Un manque de temps problématique 

Les experts de CRRMP interrogés par Santé & Travail soulignent enfin les conséquences d’un travail à la hâte sur la qualité des décisions. Nécessaire à certains dossiers, la seule vérification de la littérature scientifique peut prendre plusieurs heures. « Analyser en profondeur les dossiers de risques psychosociaux de plusieurs centaines de pages, c’est un travail chronophage, énorme. Or, c’est ce qui peut permettre de relever un détail important susceptible de faire basculer une décision », assure Dominique Tripodi. « En raison du raccourcissement des délais d’avis, on n’a plus le temps de passer un coup de fil au médecin du travail pour vérifier un élément », déplore Christophe Paris.

Des contraintes dont l’Inspection générale des affaires sociales (Igas) s’est fait l’écho dans son dernier rapport sur la branche AT/MP. Reconnaissant que le fonctionnement des CRRMP est « un point important de fragilité », du fait de la hausse des saisines, elle appelle à « une réflexion et des travaux de fond sur les moyens de mieux maîtriser la croissance des saisines des CRRMP ». Pour diminuer la pile de dossiers à traiter, elle estime que « l’évolution du tableau 57 », qui regroupe une partie des TMS, pourrait « constituer un levier ».

Cet avis rejoint celui des nombreux observateurs qui appellent à adapter les tableaux en fonction des cas médicaux voire à en créer de nouveaux. « Si les tableaux de maladies professionnelles intégraient les données scientifiques, le nombre de saisines diminuerait d’autant.

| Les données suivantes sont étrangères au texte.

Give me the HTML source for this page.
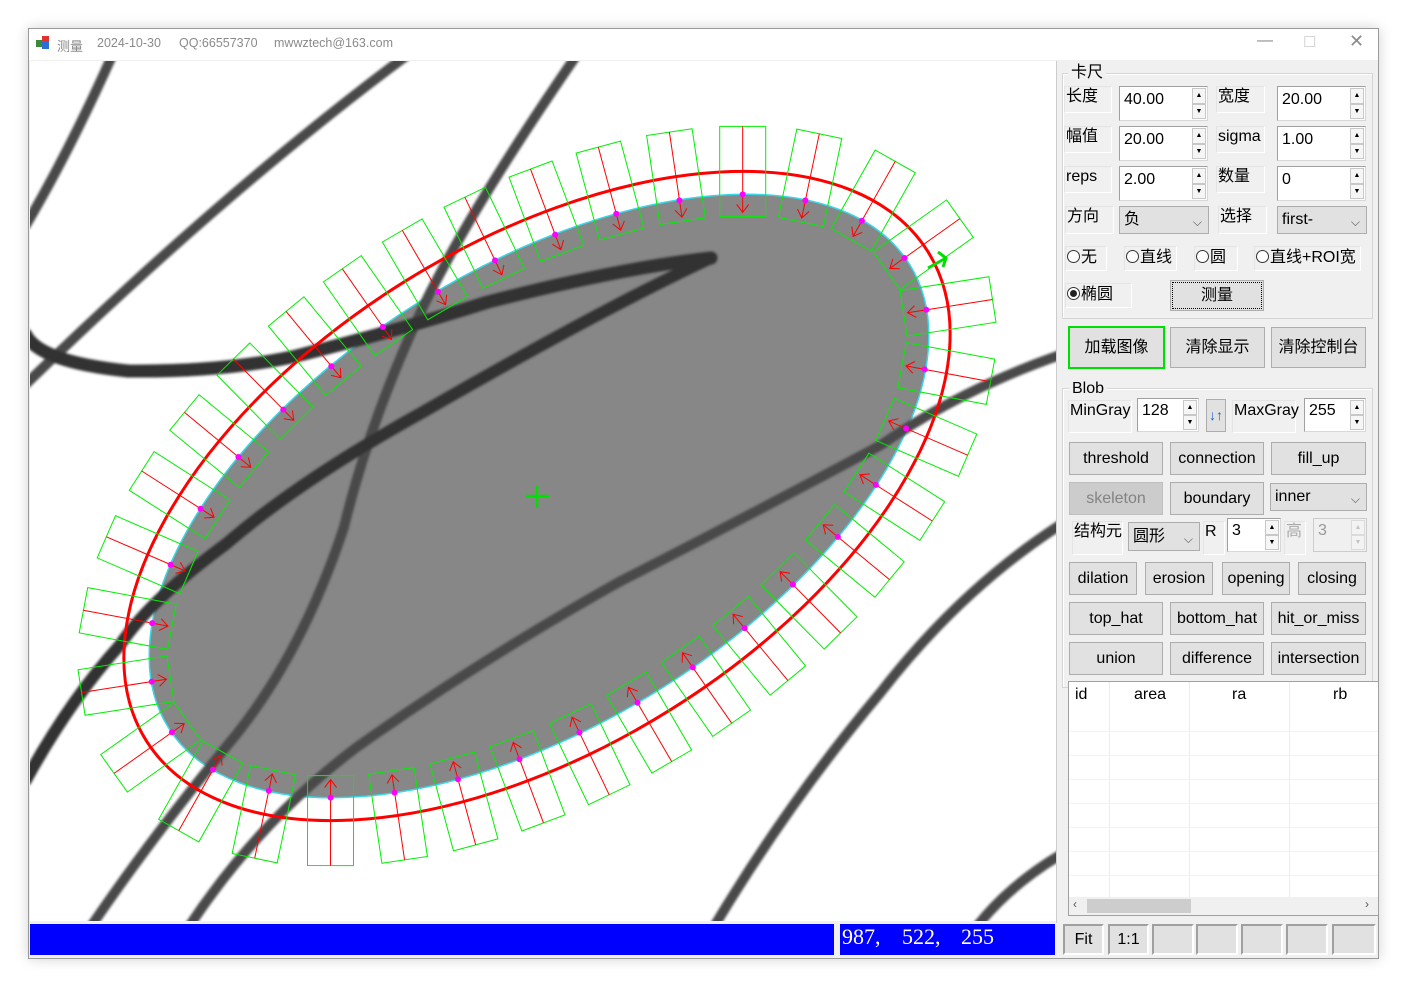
<!DOCTYPE html>
<html><head><meta charset="utf-8"><style>
*{box-sizing:border-box;margin:0;padding:0}
body{width:1406px;height:986px;background:#fff;position:relative;overflow:hidden;font-family:"Liberation Sans","Noto Sans CJK SC",sans-serif;}
.win{position:absolute;left:28px;top:28px;width:1351px;height:931px;border:1px solid #9a9a9a;background:#f0f0f0;box-shadow:0 0 12px rgba(0,0,0,.18)}
.title{position:absolute;left:29px;top:29px;width:1349px;height:31px;background:#fff;font-size:12.5px;color:#8a8a8a}
.title span{position:absolute;top:7px}
.a{position:absolute}
.lbl{position:absolute;font-size:16px;color:#000;border:1px solid;border-color:#e4e4e4 #fff #fff #e4e4e4;line-height:20px;padding-left:1px;white-space:nowrap}
.inp{position:absolute;background:#fff;border:1px solid #a0a0a0;border-right-color:#d8d8d8;border-bottom-color:#d8d8d8;font-size:16px;line-height:22px;padding:2px 4px}
.spin{position:absolute;right:1px;top:1px;width:14px;bottom:1px;background:#f0f0f0}
.spin i{position:absolute;left:0;width:14px;height:50%;border:1px solid #c8c8c8;background:#f6f6f6;font-style:normal;font-size:7px;text-align:center;line-height:14px}
.spin i:first-child{top:0}.spin i:last-child{bottom:0}
.btn{position:absolute;background:#e1e1e1;border:1px solid #adadad;font-size:16px;text-align:center;color:#000;white-space:nowrap}
.cmb{position:absolute;background:#e1e1e1;border:1px solid #adadad;font-size:16px;padding-left:4px;white-space:nowrap}
.cmb:after{content:"⌵";position:absolute;right:6px;top:2px;font-size:12px;color:#555}
.rad{position:absolute;font-size:16px;border:1px solid;border-color:#e4e4e4 #fff #fff #e4e4e4;white-space:nowrap;line-height:22px}
.rad b{display:inline-block;width:13px;height:13px;border:1px solid #333;border-radius:50%;vertical-align:-1px;margin:0 1px 0 1px;background:#fff;position:relative}
.grp{position:absolute;border:1px solid #d5d5d5;box-shadow:inset 1px 1px 0 #fff}
.grpl{position:absolute;background:#f0f0f0;font-size:16px;padding:0 3px;line-height:18px}
.sb{position:absolute;border:2px solid;border-color:#a0a0a0 #fff #fff #a0a0a0;background:#e1e1e1;font-size:16px;text-align:center;line-height:27px}
.st{position:absolute;top:924px;color:#fff;font-family:'Liberation Serif',serif;font-size:22px;line-height:26px}
</style></head><body>
<div class="win"></div>
<div class="title">
<svg class="a" style="left:6px;top:5px" width="16" height="16"><rect x="1" y="6" width="7" height="7" fill="#3a8a3a"/><rect x="7" y="2" width="7" height="7" fill="#d33"/><rect x="7" y="8" width="7" height="7" fill="#2b6fd6"/></svg>
<span style="left:28px;font-size:13px">测量</span><span style="left:68px">2024-10-30</span><span style="left:150px">QQ:66557370</span><span style="left:245px">mwwztech@163.com</span>
<span style="left:1228px;top:3px;font-size:16px">—</span><span style="left:1274px;top:4px;font-size:15px;color:#ccc">☐</span><span style="left:1320px;top:2px;font-size:18px">✕</span>
</div>
<div class="a" style="left:30px;top:61px;width:1026px;height:860px;background:#fff;overflow:hidden">
<svg id="img" width="1026" height="860" viewBox="30 61 1026 860">
<defs><filter id="bl"><feGaussianBlur stdDeviation="1.3"/></filter></defs>
<ellipse cx="539" cy="496" rx="437" ry="228" transform="rotate(-32 539 496)" fill="#878787" stroke="#38d8e8" stroke-width="1.5"/>
<g fill="none" stroke-linecap="round" filter="url(#bl)">
<path d="M112 56 Q70 150 26 225" stroke="#4a4a4a" stroke-width="10"/>
<path d="M406 56 Q226 190 26 384" stroke="#4a4a4a" stroke-width="10"/>
<path d="M576 56 Q470 210 423 307 Q370 420 344 527 Q300 660 226 747 Q150 840 92 925" stroke="#4a4a4a" stroke-width="10"/>
<path d="M26 335 Q40 362 128 371 Q220 372 292 357 Q400 330 488 302 Q620 268 711 258" stroke="#303030" stroke-width="13"/>
<path d="M711 258 Q600 310 423 412 Q300 480 226 544 Q150 600 120 645 Q70 700 26 780" stroke="#303030" stroke-width="12"/>
<path d="M1060 355 Q960 390 881 445 Q760 510 619 582 Q480 660 357 747 Q260 820 190 925" stroke="#4a4a4a" stroke-width="10"/>
<path d="M1060 525 Q960 590 881 692 Q790 800 715 925" stroke="#4a4a4a" stroke-width="10"/>
<path d="M1060 855 Q1010 885 978 925" stroke="#4a4a4a" stroke-width="10"/>
</g>
<ellipse cx="537" cy="496" rx="461" ry="252" transform="rotate(-32 537 496)" fill="none" stroke="#ff0000" stroke-width="3"/>
<g id="rois"></g>
<path d="M537 485v23M526 496h23" stroke="#00e000" stroke-width="2.5"/>
<path d="M928 268l18-10M938 252l8 6-3 9" stroke="#00e000" stroke-width="3" fill="none"/>
</svg></div>
<script>
(function(){
var g=document.getElementById('rois'),cx=537,cy=496,th=-32*Math.PI/180,c=Math.cos(th),s=Math.sin(th);
function P(a,b,t){return [cx+a*Math.cos(t)*c-b*Math.sin(t)*s,cy+a*Math.cos(t)*s+b*Math.sin(t)*c];}
var N=3000,pts=[],L=[0];for(var i=0;i<=N;i++){pts.push(P(461,252,i/N*2*Math.PI));if(i>0){var d=Math.hypot(pts[i][0]-pts[i-1][0],pts[i][1]-pts[i-1][1]);L.push(L[i-1]+d);}}
var tot=L[N],mi=0;for(i=0;i<N;i++)if(pts[i][1]<pts[mi][1])mi=i;
var h='',K=34;
for(var k=0;k<K;k++){var tg=(L[mi]+k*tot/K)%tot,j=0;while(L[j+1]<tg)j++;
var p=pts[j],q=pts[(j+1)%N],tx=q[0]-p[0],ty=q[1]-p[1],ln=Math.hypot(tx,ty);tx/=ln;ty/=ln;
var nx=ty,ny=-tx;if(nx*(p[0]-cx)+ny*(p[1]-cy)<0){nx=-nx;ny=-ny;}
var A=45,W=23;function pt(u,v){return (p[0]+u*nx+v*tx).toFixed(1)+','+(p[1]+u*ny+v*ty).toFixed(1);}
h+='<polygon points="'+pt(A,W)+' '+pt(A,-W)+' '+pt(-A,-W)+' '+pt(-A,W)+'" fill="none" stroke="#00ee00" stroke-width="1"/>';
h+='<path d="M'+pt(A,0)+'L'+pt(-A+4,0)+'M'+pt(-A+12,6)+'L'+pt(-A+4,0)+'L'+pt(-A+12,-6)+'" stroke="#ff0000" fill="none" stroke-width="1"/>';
for(var m=0;m<70;m++){var x=p[0]-m*nx,y=p[1]-m*ny,dx=x-539,dy=y-496,u=dx*c+dy*s,v=-dx*s+dy*c;if((u/437)*(u/437)+(v/228)*(v/228)<=1){h+='<circle cx="'+x.toFixed(1)+'" cy="'+y.toFixed(1)+'" r="3" fill="#ff00ff"/>';break;}}
}
g.innerHTML=h;})();
</script>
<div class="a" style="left:1056px;top:61px;width:3px;height:862px;background:#f0f0f0;border-left:1px solid #ccc"></div>
<!-- status -->
<div class="a" style="left:30px;top:924px;width:804px;height:31px;background:#0000ff"></div>
<div class="a" style="left:840px;top:924px;width:215px;height:31px;background:#0000ff"></div>
<span class="st" style="left:842px">987,</span><span class="st" style="left:902px">522,</span><span class="st" style="left:961px">255</span>
<div class="sb" style="left:1063px;top:924px;width:41px;height:31px">Fit</div>
<div class="sb" style="left:1108px;top:924px;width:41px;height:31px">1:1</div>
<div class="sb" style="left:1152px;top:924px;width:42px;height:31px"></div>
<div class="sb" style="left:1196px;top:924px;width:42px;height:31px"></div>
<div class="sb" style="left:1241px;top:924px;width:42px;height:31px"></div>
<div class="sb" style="left:1286px;top:924px;width:42px;height:31px"></div>
<div class="sb" style="left:1332px;top:924px;width:44px;height:31px"></div>
<!-- 卡尺 group -->
<div class="grp" style="left:1062px;top:73px;width:311px;height:246px"></div>
<div class="grpl" style="left:1068px;top:64px">卡尺</div>
<div class="lbl" style="left:1064px;top:86px;width:48px;height:27px">长度</div>
<div class="inp" style="left:1119px;top:86px;width:89px;height:35px">40.00<div class="spin"><i>▲</i><i>▼</i></div></div>
<div class="lbl" style="left:1216px;top:86px;width:49px;height:27px">宽度</div>
<div class="inp" style="left:1277px;top:86px;width:89px;height:35px">20.00<div class="spin"><i>▲</i><i>▼</i></div></div>
<div class="lbl" style="left:1064px;top:126px;width:48px;height:27px">幅值</div>
<div class="inp" style="left:1119px;top:126px;width:89px;height:35px">20.00<div class="spin"><i>▲</i><i>▼</i></div></div>
<div class="lbl" style="left:1216px;top:126px;width:49px;height:27px">sigma</div>
<div class="inp" style="left:1277px;top:126px;width:89px;height:35px">1.00<div class="spin"><i>▲</i><i>▼</i></div></div>
<div class="lbl" style="left:1064px;top:166px;width:48px;height:27px">reps</div>
<div class="inp" style="left:1119px;top:166px;width:89px;height:35px">2.00<div class="spin"><i>▲</i><i>▼</i></div></div>
<div class="lbl" style="left:1216px;top:166px;width:49px;height:27px">数量</div>
<div class="inp" style="left:1277px;top:166px;width:89px;height:35px">0<div class="spin"><i>▲</i><i>▼</i></div></div>
<div class="lbl" style="left:1065px;top:206px;width:49px;height:28px">方向</div>
<div class="cmb" style="left:1119px;top:206px;width:90px;height:28px;line-height:26px">负</div>
<div class="lbl" style="left:1218px;top:206px;width:49px;height:28px">选择</div>
<div class="cmb" style="left:1277px;top:206px;width:90px;height:28px;line-height:26px">first-</div>
<div class="rad" style="left:1065px;top:246px;width:42px;height:25px"><b></b>无</div>
<div class="rad" style="left:1124px;top:246px;width:53px;height:25px"><b></b>直线</div>
<div class="rad" style="left:1194px;top:246px;width:44px;height:25px"><b></b>圆</div>
<div class="rad" style="left:1254px;top:246px;width:107px;height:25px"><b></b>直线+ROI宽</div>
<div class="rad" style="left:1065px;top:283px;width:67px;height:25px"><b><span style="position:absolute;left:2px;top:2px;width:7px;height:7px;border-radius:50%;background:#222"></span></b>椭圆</div>
<div class="btn" style="left:1170px;top:280px;width:94px;height:31px;line-height:29px;outline:1px dotted #000;outline-offset:-3px">测量</div>
<div class="btn" style="left:1068px;top:326px;width:97px;height:43px;line-height:40px;border:2px solid #00e000">加载图像</div>
<div class="btn" style="left:1170px;top:327px;width:95px;height:41px;line-height:39px">清除显示</div>
<div class="btn" style="left:1271px;top:327px;width:95px;height:41px;line-height:39px">清除控制台</div>
<!-- Blob group -->
<div class="grp" style="left:1062px;top:388px;width:311px;height:300px"></div>
<div class="grpl" style="left:1069px;top:380px">Blob</div>
<div class="lbl" style="left:1068px;top:400px;width:64px;height:33px">MinGray</div>
<div class="inp" style="left:1137px;top:398px;width:62px;height:34px;padding-top:1px">128<div class="spin"><i>▲</i><i>▼</i></div></div>
<div class="btn" style="left:1206px;top:399px;width:20px;height:33px;line-height:31px;font-size:14px;color:#2060c0">↓↑</div>
<div class="lbl" style="left:1232px;top:400px;width:64px;height:33px">MaxGray</div>
<div class="inp" style="left:1304px;top:398px;width:62px;height:34px;padding-top:1px">255<div class="spin"><i>▲</i><i>▼</i></div></div>
<div class="btn" style="left:1069px;top:442px;width:94px;height:33px;line-height:31px">threshold</div>
<div class="btn" style="left:1170px;top:442px;width:94px;height:33px;line-height:31px">connection</div>
<div class="btn" style="left:1271px;top:442px;width:95px;height:33px;line-height:31px">fill_up</div>
<div class="btn" style="left:1069px;top:482px;width:94px;height:33px;line-height:31px;background:#cccccc;border-color:#bfbfbf;color:#838383">skeleton</div>
<div class="btn" style="left:1170px;top:482px;width:94px;height:33px;line-height:31px">boundary</div>
<div class="cmb" style="left:1270px;top:483px;width:97px;height:28px;line-height:26px">inner</div>
<div class="lbl" style="left:1072px;top:521px;width:51px;height:34px">结构元</div>
<div class="cmb" style="left:1128px;top:522px;width:72px;height:29px;line-height:28px">圆形</div>
<div class="lbl" style="left:1203px;top:521px;width:22px;height:34px">R</div>
<div class="inp" style="left:1227px;top:518px;width:54px;height:34px;padding-top:1px">3<div class="spin"><i>▲</i><i>▼</i></div></div>
<div class="lbl" style="left:1284px;top:521px;width:22px;height:34px;color:#aaa">高</div>
<div class="inp" style="left:1313px;top:518px;width:54px;height:34px;padding-top:1px;background:#f0f0f0;color:#999;border-color:#ccc">3<div class="spin" style="opacity:.5"><i>▲</i><i>▼</i></div></div>
<div class="btn" style="left:1069px;top:562px;width:68px;height:33px;line-height:31px">dilation</div>
<div class="btn" style="left:1145px;top:562px;width:68px;height:33px;line-height:31px">erosion</div>
<div class="btn" style="left:1222px;top:562px;width:68px;height:33px;line-height:31px">opening</div>
<div class="btn" style="left:1298px;top:562px;width:68px;height:33px;line-height:31px">closing</div>
<div class="btn" style="left:1069px;top:602px;width:94px;height:33px;line-height:31px">top_hat</div>
<div class="btn" style="left:1170px;top:602px;width:94px;height:33px;line-height:31px">bottom_hat</div>
<div class="btn" style="left:1271px;top:602px;width:95px;height:33px;line-height:31px">hit_or_miss</div>
<div class="btn" style="left:1069px;top:642px;width:94px;height:33px;line-height:31px">union</div>
<div class="btn" style="left:1170px;top:642px;width:94px;height:33px;line-height:31px">difference</div>
<div class="btn" style="left:1271px;top:642px;width:95px;height:33px;line-height:31px">intersection</div>
<!-- table -->
<div class="a" style="left:1068px;top:681px;width:311px;height:235px;background:#fff;border:1px solid #a0a0a0;overflow:hidden">
<div class="a" style="left:0;top:0;width:311px;height:28px;font-size:16px;line-height:26px">
<span class="a" style="left:6px">id</span><span class="a" style="left:65px">area</span><span class="a" style="left:163px">ra</span><span class="a" style="left:264px">rb</span></div>
<div class="a" style="left:40px;top:0;width:1px;height:215px;background:#ececec"></div>
<div class="a" style="left:120px;top:0;width:1px;height:215px;background:#ececec"></div>
<div class="a" style="left:220px;top:0;width:1px;height:215px;background:#ececec"></div>
<div class="a" style="left:0;top:49px;width:311px;height:1px;background:#f2f2f2"></div>
<div class="a" style="left:0;top:73px;width:311px;height:1px;background:#f2f2f2"></div>
<div class="a" style="left:0;top:97px;width:311px;height:1px;background:#f2f2f2"></div>
<div class="a" style="left:0;top:121px;width:311px;height:1px;background:#f2f2f2"></div>
<div class="a" style="left:0;top:145px;width:311px;height:1px;background:#f2f2f2"></div>
<div class="a" style="left:0;top:169px;width:311px;height:1px;background:#f2f2f2"></div>
<div class="a" style="left:0;top:193px;width:311px;height:1px;background:#f2f2f2"></div>
<div class="a" style="left:0;top:215px;width:311px;height:18px;background:#f0f0f0;font-size:12px;color:#555">
<span class="a" style="left:4px;top:0">‹</span><div class="a" style="left:18px;top:2px;width:104px;height:14px;background:#cdcdcd"></div><span class="a" style="left:296px;top:0">›</span></div>
</div>
</body></html>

Un tas de pathologies ayant des liens avec le travail ne sont pas inscrites », souligne François Dosso, citant l’exemple des cancers du côlon ou des poumons pouvant avoir une origine professionnelle, mais qui ne disposent pas de tableau. 
 

 

  • 1Pour les procédures en alinéa 6, le décret 2022-374 du 16 mars 2022 autorise la présence limitée à deux membres : professeur d'université et médecin conseil. En alinéa, 7 un médecin du travail retraité peut remplacer un médecin inspecteur régional du travail.